■ **Data provided**

-=-=-=-=-

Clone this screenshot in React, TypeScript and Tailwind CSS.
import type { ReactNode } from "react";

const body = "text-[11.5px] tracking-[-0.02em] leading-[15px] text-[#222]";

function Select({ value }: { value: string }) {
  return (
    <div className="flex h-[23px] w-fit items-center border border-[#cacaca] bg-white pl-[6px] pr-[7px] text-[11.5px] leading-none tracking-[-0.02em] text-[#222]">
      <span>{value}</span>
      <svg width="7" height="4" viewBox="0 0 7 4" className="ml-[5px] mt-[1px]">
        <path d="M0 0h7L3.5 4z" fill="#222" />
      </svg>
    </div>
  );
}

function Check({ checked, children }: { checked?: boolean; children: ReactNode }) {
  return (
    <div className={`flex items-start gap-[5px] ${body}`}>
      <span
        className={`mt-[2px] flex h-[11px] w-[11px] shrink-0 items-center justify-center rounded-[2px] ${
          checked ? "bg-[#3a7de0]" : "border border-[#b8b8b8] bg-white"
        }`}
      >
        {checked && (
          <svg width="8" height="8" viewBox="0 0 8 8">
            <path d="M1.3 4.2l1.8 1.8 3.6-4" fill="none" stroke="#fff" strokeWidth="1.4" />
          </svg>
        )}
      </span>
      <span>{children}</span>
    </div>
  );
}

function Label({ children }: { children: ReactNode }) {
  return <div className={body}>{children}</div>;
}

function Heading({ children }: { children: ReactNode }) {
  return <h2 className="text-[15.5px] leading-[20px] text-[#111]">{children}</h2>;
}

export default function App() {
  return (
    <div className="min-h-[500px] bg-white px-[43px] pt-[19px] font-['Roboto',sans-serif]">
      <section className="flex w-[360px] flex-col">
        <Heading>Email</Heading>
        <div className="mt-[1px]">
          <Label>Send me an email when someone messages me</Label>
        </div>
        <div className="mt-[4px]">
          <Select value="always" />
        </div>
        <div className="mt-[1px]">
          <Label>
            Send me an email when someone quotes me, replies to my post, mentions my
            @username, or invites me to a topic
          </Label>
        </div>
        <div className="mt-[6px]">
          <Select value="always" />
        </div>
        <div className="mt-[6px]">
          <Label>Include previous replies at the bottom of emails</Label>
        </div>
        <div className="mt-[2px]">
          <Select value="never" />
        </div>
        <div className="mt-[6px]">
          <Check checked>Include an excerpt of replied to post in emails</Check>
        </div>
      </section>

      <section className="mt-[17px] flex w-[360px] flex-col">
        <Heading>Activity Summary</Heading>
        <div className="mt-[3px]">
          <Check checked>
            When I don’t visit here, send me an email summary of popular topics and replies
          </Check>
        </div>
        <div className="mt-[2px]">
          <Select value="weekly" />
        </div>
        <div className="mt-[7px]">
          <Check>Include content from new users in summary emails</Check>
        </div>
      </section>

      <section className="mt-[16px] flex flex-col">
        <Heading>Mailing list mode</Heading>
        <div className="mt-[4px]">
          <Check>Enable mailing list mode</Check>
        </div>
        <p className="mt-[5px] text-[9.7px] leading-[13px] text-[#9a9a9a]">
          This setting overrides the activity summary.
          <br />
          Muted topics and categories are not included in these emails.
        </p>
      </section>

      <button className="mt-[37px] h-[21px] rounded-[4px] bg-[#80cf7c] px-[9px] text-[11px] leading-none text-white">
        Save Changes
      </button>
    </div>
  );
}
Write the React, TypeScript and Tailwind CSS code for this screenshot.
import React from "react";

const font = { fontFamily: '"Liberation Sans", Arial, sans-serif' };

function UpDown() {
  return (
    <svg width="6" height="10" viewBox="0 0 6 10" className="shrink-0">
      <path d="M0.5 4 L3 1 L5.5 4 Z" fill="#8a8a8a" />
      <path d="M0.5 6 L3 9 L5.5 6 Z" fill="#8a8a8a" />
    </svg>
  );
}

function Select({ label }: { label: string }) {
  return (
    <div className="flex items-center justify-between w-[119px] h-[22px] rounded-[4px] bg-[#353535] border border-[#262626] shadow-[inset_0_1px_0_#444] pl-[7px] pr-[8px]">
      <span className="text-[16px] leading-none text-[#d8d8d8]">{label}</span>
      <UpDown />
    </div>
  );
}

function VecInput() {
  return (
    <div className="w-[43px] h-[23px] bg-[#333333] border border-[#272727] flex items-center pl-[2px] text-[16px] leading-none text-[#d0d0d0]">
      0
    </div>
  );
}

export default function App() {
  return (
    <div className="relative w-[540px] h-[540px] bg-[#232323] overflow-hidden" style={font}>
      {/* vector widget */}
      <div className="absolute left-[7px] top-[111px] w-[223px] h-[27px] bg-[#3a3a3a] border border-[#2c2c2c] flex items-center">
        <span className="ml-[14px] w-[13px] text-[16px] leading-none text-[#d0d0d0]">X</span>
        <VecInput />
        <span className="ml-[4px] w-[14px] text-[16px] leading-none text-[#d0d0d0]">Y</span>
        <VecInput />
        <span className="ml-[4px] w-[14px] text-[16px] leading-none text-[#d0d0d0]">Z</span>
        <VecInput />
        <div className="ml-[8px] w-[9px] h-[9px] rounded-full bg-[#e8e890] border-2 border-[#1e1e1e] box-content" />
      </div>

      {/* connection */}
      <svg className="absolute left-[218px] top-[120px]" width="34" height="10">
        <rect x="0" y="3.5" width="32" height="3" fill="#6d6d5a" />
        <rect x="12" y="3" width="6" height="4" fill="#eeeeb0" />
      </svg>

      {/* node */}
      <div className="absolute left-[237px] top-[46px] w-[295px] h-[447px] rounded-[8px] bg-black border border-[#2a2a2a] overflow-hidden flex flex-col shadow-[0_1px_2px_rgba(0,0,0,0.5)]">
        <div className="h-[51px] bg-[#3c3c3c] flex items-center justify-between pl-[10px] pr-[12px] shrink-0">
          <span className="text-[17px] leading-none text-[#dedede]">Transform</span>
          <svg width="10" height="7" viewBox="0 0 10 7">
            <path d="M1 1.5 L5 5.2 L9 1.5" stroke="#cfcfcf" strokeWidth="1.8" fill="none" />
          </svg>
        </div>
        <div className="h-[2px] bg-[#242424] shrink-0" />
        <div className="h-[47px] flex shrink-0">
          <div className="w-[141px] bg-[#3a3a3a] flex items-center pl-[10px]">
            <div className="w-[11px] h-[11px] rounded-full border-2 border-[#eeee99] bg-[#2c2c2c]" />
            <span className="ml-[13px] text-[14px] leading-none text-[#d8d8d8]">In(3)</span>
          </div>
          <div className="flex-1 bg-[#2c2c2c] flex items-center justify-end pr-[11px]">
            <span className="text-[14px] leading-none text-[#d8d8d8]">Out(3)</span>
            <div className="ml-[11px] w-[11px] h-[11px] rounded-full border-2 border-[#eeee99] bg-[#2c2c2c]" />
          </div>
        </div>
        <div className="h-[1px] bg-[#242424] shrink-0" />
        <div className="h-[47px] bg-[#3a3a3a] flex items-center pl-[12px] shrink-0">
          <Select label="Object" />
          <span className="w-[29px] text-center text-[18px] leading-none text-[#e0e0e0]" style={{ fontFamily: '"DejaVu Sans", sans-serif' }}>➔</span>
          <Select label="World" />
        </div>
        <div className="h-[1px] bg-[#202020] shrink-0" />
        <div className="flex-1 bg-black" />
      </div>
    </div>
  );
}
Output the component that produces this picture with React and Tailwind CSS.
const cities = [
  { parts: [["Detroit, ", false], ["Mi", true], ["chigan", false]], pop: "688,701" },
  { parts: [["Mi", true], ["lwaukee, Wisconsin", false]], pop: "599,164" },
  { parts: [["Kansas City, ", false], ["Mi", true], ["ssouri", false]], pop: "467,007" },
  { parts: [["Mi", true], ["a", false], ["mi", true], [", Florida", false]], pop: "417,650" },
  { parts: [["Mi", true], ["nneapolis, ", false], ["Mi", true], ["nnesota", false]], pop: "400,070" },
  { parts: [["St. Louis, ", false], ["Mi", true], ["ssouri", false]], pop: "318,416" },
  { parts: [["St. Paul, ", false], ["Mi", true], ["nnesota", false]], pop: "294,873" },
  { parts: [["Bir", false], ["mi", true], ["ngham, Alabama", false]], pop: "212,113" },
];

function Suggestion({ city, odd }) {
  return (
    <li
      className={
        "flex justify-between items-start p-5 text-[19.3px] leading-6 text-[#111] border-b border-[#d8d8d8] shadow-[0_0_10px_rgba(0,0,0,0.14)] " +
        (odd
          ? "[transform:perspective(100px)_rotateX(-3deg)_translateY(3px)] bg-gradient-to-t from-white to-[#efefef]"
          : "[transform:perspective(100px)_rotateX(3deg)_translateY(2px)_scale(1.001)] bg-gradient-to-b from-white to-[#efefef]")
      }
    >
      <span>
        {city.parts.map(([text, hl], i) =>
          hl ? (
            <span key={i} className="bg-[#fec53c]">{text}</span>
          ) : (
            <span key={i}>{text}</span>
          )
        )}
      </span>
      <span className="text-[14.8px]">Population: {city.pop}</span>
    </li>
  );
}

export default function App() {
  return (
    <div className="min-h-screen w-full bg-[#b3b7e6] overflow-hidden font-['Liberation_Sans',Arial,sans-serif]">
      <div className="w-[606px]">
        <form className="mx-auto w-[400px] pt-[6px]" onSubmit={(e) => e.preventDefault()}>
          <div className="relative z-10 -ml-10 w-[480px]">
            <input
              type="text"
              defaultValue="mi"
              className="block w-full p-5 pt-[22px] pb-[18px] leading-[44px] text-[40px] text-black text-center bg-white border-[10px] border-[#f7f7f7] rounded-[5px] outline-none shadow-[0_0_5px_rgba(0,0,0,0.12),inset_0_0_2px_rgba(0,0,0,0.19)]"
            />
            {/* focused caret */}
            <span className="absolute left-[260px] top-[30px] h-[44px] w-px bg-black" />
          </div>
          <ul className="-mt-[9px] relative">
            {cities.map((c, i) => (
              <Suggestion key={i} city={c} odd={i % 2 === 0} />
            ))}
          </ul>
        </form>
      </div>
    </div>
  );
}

-=-=-=-=-

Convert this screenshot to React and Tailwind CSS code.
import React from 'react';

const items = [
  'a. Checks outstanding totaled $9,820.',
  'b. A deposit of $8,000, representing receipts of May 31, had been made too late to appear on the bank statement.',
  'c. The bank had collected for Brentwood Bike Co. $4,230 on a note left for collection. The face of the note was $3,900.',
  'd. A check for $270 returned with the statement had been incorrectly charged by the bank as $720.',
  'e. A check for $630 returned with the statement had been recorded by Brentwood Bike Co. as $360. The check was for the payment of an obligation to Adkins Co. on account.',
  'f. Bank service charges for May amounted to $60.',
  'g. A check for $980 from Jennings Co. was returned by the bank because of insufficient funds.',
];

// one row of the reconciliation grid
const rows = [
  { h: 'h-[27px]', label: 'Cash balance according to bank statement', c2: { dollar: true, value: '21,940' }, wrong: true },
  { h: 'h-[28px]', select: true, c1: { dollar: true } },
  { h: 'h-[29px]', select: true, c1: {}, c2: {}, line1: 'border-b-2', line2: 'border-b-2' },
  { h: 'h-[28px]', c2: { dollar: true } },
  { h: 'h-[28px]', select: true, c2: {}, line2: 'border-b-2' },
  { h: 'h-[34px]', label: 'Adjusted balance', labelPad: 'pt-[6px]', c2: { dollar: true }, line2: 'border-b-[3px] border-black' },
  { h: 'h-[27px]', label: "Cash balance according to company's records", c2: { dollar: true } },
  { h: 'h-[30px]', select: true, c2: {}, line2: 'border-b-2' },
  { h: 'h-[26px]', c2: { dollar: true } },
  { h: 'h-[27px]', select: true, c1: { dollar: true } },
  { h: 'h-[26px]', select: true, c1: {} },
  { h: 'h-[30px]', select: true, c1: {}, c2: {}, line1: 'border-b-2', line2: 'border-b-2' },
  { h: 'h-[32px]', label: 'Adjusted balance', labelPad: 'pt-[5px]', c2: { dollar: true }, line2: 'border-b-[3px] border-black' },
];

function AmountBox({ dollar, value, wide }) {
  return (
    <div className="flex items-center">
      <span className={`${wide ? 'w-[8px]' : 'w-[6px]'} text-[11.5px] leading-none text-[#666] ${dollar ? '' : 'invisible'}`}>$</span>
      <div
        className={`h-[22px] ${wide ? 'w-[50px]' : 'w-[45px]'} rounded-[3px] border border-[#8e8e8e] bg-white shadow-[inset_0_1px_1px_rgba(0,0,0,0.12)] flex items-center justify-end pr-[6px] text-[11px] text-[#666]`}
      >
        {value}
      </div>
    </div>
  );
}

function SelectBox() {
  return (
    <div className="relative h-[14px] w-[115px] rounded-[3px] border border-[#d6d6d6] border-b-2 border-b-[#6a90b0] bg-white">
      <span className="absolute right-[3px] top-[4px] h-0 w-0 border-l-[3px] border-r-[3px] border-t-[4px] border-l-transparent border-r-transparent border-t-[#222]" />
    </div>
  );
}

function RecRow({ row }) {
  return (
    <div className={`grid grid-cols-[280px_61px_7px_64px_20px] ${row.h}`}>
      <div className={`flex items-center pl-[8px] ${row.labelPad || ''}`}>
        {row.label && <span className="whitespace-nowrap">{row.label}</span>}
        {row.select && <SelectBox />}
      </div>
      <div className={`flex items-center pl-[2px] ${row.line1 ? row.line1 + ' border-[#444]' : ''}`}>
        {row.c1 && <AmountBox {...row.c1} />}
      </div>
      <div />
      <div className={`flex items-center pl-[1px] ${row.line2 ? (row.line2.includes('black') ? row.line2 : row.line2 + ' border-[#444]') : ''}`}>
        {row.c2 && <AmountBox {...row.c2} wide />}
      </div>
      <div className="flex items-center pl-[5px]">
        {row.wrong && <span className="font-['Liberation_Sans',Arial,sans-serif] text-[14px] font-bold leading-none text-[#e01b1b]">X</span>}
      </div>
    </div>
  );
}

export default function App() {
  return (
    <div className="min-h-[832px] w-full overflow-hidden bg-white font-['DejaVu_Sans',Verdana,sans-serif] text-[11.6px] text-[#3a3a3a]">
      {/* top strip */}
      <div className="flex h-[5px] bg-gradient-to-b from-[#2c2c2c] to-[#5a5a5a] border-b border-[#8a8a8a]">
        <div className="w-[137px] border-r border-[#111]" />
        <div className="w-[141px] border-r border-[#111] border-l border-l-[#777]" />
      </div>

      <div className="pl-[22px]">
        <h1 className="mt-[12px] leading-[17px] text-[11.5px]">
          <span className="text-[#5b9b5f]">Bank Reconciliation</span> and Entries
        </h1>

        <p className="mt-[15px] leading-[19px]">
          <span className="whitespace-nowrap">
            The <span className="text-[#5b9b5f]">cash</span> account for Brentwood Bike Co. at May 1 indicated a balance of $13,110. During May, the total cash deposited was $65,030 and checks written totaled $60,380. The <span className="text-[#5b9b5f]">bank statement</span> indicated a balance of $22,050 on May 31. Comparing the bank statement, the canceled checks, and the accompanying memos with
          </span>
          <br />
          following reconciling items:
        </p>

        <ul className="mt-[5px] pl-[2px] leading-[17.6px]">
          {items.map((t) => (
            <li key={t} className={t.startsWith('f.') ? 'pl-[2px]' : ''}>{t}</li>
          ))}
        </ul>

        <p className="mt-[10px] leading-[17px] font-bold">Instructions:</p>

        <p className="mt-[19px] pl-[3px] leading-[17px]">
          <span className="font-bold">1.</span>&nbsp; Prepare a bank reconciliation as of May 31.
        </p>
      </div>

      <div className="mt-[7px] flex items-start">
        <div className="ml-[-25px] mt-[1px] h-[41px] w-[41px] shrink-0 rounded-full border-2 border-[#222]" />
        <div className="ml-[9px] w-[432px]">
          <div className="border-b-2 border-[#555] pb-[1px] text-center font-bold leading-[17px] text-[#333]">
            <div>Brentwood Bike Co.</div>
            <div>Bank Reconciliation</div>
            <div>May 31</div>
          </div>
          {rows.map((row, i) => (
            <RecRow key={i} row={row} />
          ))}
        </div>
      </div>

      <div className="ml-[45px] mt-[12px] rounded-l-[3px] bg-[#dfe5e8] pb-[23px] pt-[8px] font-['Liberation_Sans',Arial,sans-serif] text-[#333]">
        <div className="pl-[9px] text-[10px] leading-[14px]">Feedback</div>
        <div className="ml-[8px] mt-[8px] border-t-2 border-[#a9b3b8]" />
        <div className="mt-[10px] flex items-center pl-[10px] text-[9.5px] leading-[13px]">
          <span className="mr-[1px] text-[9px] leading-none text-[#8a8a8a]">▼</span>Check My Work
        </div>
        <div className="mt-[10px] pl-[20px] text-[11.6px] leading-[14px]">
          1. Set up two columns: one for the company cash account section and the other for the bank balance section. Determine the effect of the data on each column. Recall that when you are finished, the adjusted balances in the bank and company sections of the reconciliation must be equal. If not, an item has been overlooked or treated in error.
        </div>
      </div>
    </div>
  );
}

-=-=-=-=-

■ **What to work on**
Copy all lines in the listing above where the string "that" appears.

■ **Task solution**
Output the component that produces this picture with React and Tailwind CSS.
          1. Set up two columns: one for the company cash account section and the other for the bank balance section. Determine the effect of the data on each column. Recall that when you are finished, the adjusted balances in the bank and company sections of the reconciliation must be equal. If not, an item has been overlooked or treated in error.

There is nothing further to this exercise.